Periodically modulating optical properties of a material on the order of the wavelength of light affect the propagation of light in this material dramatically. Important representatives of such structures usually are artificially produced photonic crystals or photonic lattices. Typically, the refractive index is periodically modulated resulting in the formation of a band structure for the propagation constant of the light field.
In the one-dimensional case, one can create a dielectric layer system that can show a so-called photonic band gap. Similar to an electronic band gap that prohibits certain energy states of electrons in solids, here the propagation of light with certain frequency is forbidden. However, the full potential of photonic crystals becomes apparent only when using two- or three-dimensional structures, whose properties can be adapted dynamically.
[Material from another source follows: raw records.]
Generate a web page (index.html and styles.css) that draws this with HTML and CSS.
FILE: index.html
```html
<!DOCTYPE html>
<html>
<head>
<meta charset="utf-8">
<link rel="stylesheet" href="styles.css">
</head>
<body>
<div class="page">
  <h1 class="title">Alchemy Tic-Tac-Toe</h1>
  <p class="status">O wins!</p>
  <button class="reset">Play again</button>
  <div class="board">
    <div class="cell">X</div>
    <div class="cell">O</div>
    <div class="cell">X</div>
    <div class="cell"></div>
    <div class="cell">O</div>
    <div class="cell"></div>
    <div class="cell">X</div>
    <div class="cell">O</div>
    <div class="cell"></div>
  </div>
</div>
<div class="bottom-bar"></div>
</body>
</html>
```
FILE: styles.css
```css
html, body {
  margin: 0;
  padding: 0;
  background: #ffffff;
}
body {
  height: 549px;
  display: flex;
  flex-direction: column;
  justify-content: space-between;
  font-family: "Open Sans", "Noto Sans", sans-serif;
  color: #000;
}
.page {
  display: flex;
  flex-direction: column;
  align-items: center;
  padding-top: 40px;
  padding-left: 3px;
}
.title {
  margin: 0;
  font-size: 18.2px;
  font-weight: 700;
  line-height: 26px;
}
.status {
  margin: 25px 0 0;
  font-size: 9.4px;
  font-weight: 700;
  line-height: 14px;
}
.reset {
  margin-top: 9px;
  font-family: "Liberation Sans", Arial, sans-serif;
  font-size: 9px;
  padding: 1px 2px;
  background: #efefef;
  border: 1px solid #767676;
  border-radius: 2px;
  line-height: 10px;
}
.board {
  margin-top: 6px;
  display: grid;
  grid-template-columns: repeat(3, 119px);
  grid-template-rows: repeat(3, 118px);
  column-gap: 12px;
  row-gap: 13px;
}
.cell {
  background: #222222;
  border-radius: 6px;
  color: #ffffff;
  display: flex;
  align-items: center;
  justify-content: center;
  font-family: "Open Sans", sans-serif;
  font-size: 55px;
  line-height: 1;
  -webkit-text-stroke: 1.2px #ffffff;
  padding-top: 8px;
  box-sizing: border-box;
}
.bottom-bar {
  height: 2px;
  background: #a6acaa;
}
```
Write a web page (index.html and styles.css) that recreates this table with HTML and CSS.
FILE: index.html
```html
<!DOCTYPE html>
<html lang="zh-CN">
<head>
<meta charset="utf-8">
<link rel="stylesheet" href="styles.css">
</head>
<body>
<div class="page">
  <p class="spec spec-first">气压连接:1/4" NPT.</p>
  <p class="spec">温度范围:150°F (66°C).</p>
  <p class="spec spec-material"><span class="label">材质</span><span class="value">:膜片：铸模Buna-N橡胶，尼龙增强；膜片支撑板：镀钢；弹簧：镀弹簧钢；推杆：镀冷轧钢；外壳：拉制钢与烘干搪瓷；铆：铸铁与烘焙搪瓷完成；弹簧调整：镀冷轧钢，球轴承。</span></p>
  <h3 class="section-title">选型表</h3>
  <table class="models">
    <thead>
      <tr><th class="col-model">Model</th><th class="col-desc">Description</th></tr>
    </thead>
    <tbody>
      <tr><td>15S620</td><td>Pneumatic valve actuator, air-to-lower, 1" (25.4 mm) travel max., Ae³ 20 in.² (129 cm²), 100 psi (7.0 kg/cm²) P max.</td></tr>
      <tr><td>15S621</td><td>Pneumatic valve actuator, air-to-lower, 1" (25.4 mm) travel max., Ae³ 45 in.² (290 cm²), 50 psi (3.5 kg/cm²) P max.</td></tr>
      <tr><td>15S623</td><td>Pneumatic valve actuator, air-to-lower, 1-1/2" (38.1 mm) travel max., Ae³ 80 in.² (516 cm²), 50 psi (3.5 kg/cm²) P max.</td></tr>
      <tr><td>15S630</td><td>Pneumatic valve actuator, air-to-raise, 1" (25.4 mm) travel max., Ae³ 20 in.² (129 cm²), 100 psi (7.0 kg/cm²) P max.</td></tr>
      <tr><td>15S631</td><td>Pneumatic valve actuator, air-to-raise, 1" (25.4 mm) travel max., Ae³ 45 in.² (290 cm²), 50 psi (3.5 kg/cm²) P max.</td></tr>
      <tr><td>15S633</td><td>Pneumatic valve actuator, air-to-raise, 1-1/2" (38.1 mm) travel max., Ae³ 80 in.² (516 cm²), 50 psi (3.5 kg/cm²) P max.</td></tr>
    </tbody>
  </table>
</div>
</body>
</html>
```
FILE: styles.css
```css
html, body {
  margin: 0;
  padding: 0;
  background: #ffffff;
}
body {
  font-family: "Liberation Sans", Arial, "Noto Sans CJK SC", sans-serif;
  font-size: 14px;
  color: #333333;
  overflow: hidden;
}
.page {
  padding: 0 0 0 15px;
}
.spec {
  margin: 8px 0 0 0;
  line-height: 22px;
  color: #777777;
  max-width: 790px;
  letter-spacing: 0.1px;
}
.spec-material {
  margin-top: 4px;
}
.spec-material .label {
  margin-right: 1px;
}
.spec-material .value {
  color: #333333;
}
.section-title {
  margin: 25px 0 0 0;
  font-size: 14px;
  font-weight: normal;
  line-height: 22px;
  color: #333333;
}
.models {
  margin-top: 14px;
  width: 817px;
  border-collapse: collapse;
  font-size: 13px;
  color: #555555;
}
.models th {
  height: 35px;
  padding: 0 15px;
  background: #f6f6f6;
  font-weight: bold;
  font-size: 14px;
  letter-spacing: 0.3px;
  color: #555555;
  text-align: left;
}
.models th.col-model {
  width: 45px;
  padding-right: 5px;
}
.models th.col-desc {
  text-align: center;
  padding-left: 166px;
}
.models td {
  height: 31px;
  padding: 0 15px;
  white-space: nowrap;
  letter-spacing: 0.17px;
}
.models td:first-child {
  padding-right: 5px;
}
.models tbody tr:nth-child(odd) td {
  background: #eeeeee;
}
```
Special attention is payed to structures which exhibit spectra singularities – points where certain variables such as the group velocity are not defined. One particularly interesting type of such singularities are called Dirac cones, where two conical bands touch at a single point. As a result, the group velocity is radial symmetric and the effective mass (local curvature of the band structure) disappears. Consequently, particles in the vicinity of these singularities are treated as relativistic particles. The occurrence of such Dirac cones is the explanation for many of the unique electrical properties of graphene.
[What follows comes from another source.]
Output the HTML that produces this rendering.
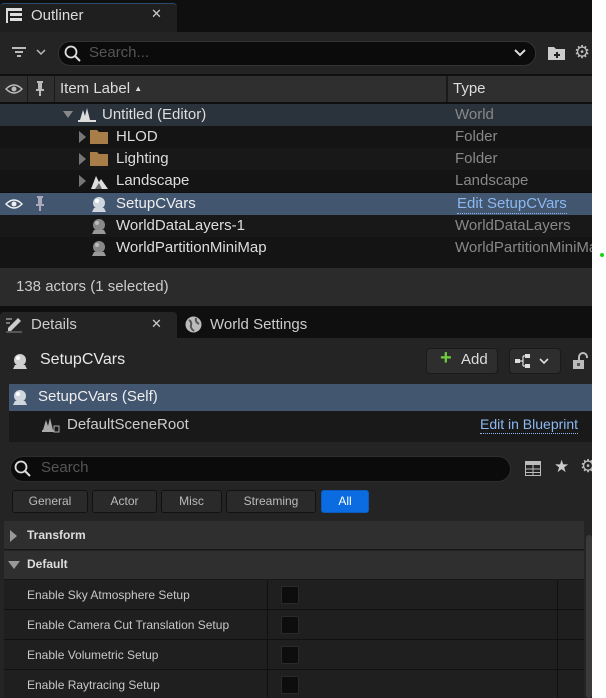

The far-reaching analogies between solid state electronic systems and photonic lattices now allows to transfer many of these fundamental effects to optics where they can be explored and where novel effects can be demonstrated. In our group, we examine the various effects of light propagation in one- and two-dimensional photonic structures with such peculiar band structures. Moreover, lattices with host flat bands are of high interest. Localized light states that are associated with such bands can propagation propagate without diffraction through the lattice.
Artificially designed photonic lattices moreover allow to generate wave packets which can be characterized by a quantity called pseudospin. Previous research studies have shown that many complex processes such as the exceptional electronic properties of Graphene can be explained by an additional degree of freedom, this so-called pseudospin. In the past, fermionic spin-1/2 systems have been successfully simulated by light propagation in photonic lattices. One big advantage of the optics is that the wave function is directly visible as light intensity.
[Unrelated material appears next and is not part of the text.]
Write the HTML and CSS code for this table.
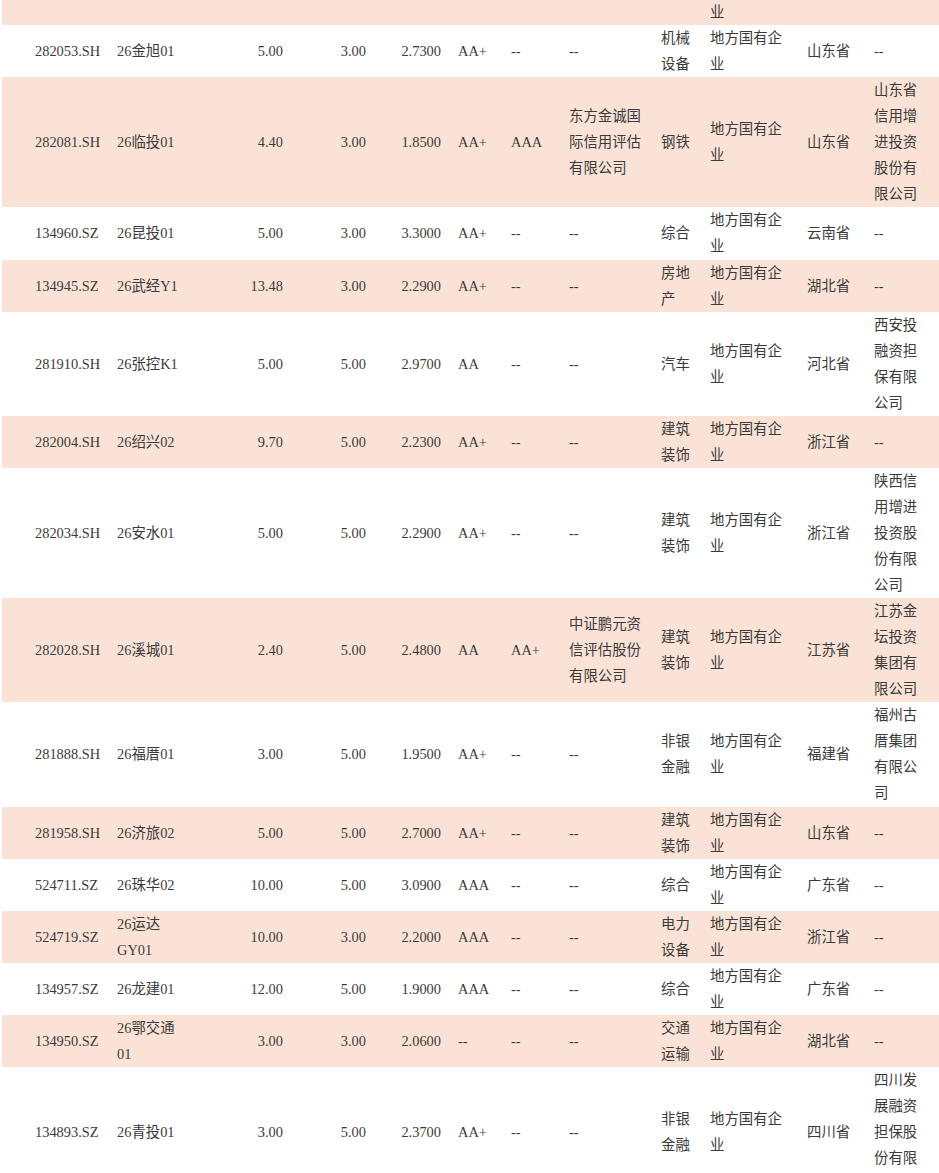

Recently, we have shown that it is possible to expand some concepts and to prepare light conditions that are described by an integer spin quantum number, i.e. bosonic systems. This can be achieved in a so-called Lieb-lattice, a square lattice of unit cells that collect three identical two-dimensional waveguides. We have realized it by direct laser writing in a fused silica glass slab. Each sublattice has its own light dispersion that characterizes the pseudospin.
Using structured illumination of the grating, specific pseudo spin states can be selectively excited. After propagation through the lattice, the intensity distribution shows the typical signatures of conical diffraction and the phase pattern contains phase singularities, so-called optical vortices. The appearance of these optical vortices and their topological charge depends on the different pseudospin states at the input and the output of the Lieb lattice.
In general, such results and findings allow further insights into the generation of light states with optical angular momentum that depends on the pseudospin. They represent a first step towards the realization of higher spin states (3/2, 2, 5/2, ...) which none of the known elementary particles show.